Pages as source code
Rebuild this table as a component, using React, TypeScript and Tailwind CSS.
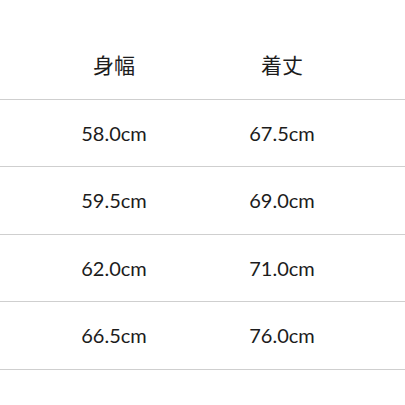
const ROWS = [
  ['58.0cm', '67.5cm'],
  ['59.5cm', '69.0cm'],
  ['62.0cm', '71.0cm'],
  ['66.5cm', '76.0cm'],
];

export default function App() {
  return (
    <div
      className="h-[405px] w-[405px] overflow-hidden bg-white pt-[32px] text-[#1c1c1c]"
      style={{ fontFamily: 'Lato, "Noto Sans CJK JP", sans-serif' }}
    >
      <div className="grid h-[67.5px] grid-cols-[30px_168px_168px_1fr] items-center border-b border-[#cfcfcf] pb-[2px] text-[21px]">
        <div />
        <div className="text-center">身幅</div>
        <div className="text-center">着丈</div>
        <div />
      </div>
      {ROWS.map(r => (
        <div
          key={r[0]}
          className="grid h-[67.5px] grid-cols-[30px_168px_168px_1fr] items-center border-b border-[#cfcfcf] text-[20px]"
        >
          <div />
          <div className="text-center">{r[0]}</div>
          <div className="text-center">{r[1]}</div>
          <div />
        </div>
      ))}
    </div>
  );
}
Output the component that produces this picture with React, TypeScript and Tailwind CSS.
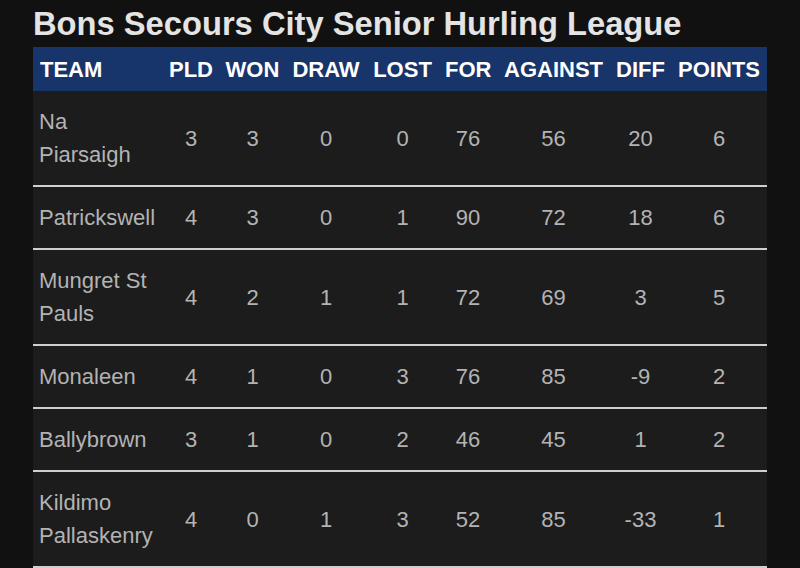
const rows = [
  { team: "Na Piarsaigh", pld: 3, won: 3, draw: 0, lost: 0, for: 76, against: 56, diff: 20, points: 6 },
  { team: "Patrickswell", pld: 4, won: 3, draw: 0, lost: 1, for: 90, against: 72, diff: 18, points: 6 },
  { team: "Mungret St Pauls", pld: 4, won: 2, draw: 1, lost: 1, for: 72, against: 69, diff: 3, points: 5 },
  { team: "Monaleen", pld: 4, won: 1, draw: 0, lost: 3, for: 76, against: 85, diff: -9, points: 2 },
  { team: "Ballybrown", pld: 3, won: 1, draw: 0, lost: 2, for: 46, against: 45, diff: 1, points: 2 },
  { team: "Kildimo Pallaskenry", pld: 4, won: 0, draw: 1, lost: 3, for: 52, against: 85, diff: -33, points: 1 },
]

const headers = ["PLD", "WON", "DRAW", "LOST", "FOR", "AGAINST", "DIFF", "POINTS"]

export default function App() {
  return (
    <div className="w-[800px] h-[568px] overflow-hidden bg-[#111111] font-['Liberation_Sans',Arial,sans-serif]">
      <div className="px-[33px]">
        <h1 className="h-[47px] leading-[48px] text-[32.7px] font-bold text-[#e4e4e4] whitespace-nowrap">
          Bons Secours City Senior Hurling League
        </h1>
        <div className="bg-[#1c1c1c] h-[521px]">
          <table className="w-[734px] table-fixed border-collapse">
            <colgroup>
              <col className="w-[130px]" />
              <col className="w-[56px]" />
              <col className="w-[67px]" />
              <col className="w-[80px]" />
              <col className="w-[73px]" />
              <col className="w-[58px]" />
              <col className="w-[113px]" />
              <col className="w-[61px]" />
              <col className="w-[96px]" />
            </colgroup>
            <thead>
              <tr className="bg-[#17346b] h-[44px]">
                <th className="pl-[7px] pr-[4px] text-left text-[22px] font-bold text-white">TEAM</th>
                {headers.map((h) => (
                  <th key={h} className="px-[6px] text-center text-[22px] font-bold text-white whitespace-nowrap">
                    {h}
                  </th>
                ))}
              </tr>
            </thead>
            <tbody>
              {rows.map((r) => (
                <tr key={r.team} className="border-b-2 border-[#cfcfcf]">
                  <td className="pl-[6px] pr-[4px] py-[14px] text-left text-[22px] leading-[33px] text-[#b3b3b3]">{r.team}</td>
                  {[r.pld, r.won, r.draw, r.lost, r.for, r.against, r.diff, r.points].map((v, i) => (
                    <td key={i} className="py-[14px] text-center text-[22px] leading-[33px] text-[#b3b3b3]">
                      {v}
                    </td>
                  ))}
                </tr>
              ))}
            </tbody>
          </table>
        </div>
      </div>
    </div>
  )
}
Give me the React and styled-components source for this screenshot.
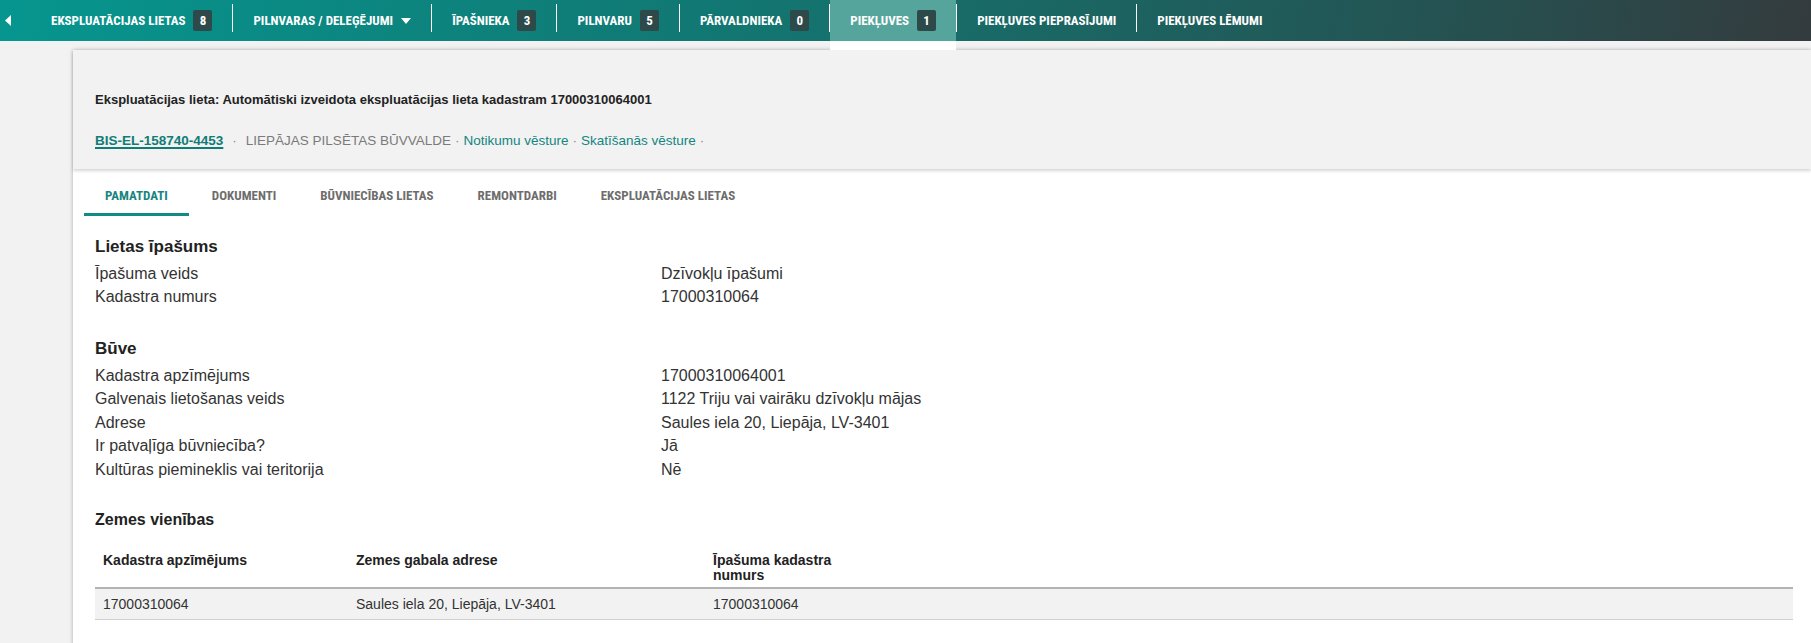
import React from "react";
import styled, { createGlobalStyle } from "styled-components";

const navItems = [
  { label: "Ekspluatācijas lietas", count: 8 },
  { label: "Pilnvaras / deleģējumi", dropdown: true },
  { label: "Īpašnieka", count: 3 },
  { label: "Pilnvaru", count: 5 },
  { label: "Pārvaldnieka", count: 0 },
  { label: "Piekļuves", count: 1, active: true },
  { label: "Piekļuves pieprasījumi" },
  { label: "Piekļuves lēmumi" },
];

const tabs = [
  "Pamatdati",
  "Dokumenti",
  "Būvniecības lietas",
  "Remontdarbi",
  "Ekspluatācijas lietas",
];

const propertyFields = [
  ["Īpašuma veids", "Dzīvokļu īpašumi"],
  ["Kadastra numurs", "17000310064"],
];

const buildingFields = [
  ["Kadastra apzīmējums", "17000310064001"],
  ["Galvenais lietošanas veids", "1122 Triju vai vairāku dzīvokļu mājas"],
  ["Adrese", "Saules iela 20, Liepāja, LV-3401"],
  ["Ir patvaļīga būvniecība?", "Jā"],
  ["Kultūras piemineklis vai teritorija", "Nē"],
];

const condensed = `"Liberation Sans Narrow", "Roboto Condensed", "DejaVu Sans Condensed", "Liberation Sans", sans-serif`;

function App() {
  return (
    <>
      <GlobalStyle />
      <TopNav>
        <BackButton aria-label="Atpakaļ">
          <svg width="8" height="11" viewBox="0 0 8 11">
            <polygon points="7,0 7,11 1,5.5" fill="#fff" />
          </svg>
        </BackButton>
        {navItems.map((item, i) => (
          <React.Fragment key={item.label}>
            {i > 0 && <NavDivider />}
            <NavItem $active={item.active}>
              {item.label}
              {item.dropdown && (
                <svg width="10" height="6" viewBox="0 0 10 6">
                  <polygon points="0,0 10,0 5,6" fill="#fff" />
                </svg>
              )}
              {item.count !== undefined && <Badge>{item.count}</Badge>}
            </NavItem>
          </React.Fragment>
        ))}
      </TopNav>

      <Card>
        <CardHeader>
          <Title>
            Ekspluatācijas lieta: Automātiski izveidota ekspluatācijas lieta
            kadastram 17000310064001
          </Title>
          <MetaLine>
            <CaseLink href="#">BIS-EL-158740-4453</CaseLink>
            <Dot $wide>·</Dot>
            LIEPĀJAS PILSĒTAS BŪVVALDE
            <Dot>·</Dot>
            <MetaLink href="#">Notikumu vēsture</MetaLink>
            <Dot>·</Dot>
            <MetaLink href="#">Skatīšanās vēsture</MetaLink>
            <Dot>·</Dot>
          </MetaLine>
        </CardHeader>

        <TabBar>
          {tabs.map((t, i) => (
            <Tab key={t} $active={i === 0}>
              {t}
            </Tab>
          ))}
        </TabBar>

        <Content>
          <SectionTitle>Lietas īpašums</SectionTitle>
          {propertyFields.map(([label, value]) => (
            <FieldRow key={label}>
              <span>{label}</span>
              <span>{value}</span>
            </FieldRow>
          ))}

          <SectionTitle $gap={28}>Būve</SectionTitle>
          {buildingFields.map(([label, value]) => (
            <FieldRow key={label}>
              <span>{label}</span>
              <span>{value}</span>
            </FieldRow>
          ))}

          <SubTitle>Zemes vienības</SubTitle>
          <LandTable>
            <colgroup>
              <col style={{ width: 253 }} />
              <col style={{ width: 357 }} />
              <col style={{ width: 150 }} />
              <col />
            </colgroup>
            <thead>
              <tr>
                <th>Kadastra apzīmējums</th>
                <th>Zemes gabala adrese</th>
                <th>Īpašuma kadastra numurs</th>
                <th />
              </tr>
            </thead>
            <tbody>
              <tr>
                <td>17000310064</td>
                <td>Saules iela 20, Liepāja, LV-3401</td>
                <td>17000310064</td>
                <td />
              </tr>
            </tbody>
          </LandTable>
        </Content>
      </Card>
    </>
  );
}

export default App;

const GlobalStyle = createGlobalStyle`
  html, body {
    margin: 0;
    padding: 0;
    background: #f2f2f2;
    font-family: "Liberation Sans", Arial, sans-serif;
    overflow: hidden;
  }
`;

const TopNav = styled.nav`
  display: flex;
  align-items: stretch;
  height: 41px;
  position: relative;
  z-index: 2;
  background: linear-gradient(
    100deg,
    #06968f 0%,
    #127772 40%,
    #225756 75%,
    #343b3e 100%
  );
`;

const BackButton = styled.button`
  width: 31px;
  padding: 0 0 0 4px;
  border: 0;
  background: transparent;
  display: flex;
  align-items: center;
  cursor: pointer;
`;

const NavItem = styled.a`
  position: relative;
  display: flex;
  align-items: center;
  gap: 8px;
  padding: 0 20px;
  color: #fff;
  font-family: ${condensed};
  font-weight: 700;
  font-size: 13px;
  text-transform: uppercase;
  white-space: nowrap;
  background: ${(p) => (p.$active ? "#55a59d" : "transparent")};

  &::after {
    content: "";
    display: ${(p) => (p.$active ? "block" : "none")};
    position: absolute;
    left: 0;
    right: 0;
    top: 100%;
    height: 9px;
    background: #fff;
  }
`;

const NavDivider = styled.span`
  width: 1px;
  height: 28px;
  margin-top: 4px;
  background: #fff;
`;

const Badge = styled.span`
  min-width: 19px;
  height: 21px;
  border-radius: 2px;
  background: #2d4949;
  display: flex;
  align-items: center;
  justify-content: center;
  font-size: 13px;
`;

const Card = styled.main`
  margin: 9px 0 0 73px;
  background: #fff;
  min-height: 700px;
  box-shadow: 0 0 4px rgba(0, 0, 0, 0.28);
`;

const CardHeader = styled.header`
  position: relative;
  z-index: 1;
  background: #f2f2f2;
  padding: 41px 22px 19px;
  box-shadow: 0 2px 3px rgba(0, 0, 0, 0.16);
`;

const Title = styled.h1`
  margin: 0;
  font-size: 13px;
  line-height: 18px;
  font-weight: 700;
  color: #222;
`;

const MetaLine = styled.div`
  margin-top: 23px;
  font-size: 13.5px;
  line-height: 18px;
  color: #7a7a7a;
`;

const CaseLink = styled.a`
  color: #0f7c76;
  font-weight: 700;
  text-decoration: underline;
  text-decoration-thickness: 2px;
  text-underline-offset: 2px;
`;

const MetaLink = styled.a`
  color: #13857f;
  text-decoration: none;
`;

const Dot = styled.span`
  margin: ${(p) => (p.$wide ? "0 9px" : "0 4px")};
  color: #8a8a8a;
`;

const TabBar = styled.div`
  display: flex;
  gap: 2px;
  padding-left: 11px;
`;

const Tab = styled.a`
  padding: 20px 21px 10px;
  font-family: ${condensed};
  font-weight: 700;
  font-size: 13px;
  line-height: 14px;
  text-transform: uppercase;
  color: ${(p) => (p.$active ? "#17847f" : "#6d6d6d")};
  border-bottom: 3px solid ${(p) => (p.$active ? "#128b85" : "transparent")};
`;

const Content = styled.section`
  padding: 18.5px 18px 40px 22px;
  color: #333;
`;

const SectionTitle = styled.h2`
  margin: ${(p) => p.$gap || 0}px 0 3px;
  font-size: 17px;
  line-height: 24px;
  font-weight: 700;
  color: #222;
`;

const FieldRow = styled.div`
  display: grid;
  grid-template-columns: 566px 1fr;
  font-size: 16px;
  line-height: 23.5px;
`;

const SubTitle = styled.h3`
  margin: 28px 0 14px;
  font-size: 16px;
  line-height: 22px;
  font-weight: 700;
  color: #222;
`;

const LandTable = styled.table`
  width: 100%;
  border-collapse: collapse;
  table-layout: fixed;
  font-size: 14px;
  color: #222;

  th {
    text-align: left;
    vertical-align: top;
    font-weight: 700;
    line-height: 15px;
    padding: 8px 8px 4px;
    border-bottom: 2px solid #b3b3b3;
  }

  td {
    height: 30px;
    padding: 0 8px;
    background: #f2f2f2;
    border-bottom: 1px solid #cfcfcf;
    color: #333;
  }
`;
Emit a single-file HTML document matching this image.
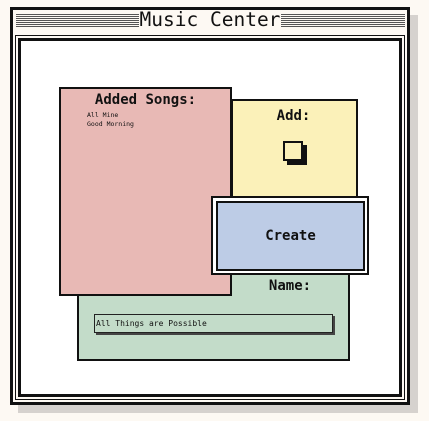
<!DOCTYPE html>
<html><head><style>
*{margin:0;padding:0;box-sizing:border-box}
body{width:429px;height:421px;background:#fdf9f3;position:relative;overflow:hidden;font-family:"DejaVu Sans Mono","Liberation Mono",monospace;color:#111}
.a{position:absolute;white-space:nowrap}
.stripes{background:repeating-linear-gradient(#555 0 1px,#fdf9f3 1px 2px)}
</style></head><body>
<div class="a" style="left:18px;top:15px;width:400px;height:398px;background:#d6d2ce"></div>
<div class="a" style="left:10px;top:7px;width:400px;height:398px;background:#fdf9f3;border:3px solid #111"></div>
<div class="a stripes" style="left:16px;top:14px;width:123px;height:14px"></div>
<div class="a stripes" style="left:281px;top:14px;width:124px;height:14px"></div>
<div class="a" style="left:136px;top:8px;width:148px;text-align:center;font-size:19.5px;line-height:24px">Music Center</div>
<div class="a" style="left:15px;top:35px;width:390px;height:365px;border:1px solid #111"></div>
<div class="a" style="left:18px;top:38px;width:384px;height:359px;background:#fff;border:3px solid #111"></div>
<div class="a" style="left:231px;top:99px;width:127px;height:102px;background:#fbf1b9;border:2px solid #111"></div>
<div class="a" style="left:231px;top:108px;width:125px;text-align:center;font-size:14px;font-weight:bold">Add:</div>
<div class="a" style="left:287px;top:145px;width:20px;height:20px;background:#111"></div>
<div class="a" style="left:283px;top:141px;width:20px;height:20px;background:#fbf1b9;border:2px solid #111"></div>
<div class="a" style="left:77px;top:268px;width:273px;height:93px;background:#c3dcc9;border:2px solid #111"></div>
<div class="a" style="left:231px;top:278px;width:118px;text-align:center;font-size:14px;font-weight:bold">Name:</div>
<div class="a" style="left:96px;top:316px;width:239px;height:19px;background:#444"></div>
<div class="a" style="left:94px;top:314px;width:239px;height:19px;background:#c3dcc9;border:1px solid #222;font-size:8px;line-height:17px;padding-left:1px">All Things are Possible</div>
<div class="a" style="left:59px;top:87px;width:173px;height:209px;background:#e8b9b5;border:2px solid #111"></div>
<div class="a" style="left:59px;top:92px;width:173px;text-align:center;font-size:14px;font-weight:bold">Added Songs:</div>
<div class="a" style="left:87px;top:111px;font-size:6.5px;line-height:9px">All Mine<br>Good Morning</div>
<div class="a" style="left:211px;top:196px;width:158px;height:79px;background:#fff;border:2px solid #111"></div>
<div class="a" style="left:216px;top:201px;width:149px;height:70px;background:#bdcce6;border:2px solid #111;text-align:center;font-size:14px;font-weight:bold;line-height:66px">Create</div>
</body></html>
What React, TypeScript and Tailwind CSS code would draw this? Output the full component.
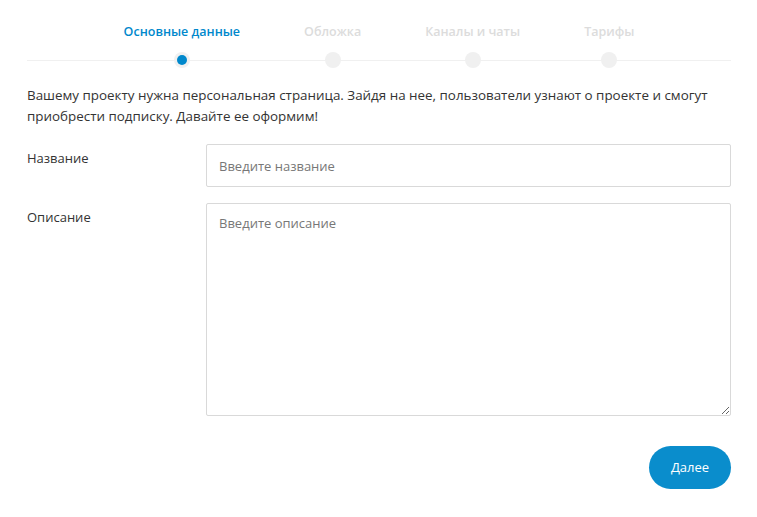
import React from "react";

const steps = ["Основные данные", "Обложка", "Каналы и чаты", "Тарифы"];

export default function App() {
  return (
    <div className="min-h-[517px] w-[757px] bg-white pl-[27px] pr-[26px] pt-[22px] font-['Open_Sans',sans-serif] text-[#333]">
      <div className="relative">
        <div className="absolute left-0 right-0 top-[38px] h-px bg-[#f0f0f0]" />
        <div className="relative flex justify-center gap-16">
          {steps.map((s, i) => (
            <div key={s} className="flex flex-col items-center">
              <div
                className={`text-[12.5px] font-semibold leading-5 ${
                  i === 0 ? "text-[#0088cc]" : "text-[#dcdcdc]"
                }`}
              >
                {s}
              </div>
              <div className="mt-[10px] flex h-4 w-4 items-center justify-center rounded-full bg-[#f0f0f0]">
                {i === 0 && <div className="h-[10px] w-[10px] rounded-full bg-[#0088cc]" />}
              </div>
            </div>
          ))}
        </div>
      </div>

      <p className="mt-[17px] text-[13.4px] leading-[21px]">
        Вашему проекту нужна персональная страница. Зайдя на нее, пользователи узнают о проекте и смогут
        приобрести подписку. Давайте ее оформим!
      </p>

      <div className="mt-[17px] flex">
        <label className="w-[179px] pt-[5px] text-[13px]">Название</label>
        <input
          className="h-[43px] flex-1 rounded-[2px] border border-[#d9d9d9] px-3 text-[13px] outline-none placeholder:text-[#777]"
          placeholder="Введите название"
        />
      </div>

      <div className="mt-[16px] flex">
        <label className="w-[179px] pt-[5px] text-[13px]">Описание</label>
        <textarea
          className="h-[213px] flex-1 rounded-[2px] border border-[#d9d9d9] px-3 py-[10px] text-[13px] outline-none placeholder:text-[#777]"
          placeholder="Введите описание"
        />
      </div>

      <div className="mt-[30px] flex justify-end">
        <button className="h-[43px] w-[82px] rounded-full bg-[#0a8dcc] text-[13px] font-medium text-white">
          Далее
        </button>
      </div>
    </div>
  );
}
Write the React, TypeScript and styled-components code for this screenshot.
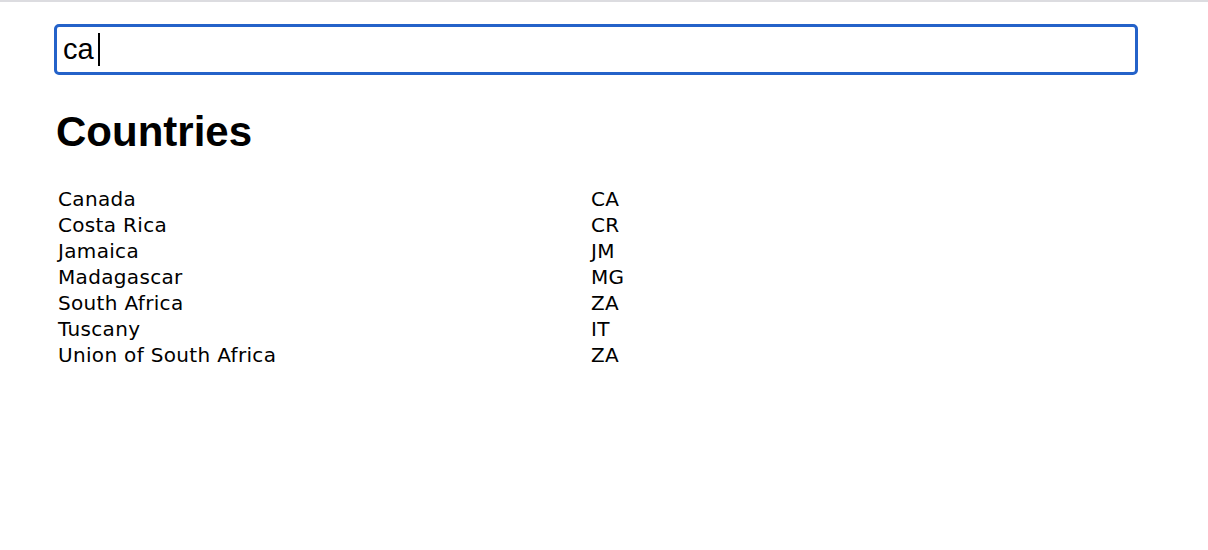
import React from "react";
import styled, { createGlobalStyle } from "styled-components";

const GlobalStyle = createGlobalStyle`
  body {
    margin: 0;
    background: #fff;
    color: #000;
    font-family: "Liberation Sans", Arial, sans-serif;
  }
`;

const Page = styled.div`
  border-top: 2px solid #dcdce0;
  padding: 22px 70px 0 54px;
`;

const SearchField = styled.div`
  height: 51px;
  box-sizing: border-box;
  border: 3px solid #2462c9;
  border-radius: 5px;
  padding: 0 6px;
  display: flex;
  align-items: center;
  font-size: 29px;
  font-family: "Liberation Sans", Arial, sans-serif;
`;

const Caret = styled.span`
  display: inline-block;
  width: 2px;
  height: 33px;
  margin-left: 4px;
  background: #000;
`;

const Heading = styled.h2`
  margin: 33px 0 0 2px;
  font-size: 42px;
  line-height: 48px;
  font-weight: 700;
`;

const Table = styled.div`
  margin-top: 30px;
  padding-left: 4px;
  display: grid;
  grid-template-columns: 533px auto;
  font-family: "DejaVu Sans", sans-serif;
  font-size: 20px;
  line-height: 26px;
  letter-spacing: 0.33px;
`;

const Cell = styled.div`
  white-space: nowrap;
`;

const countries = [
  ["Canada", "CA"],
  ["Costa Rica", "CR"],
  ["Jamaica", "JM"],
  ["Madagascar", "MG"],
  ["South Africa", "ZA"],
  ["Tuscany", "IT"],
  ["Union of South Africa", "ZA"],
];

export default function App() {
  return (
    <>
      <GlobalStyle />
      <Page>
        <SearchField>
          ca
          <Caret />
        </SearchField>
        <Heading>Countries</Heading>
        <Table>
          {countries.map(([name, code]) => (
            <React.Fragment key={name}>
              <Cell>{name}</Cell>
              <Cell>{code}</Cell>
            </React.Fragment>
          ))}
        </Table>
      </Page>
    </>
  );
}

→ Objective:
What is the number of lines in the records that contain the string "full"? Give only that number.

→ Solved problem:
4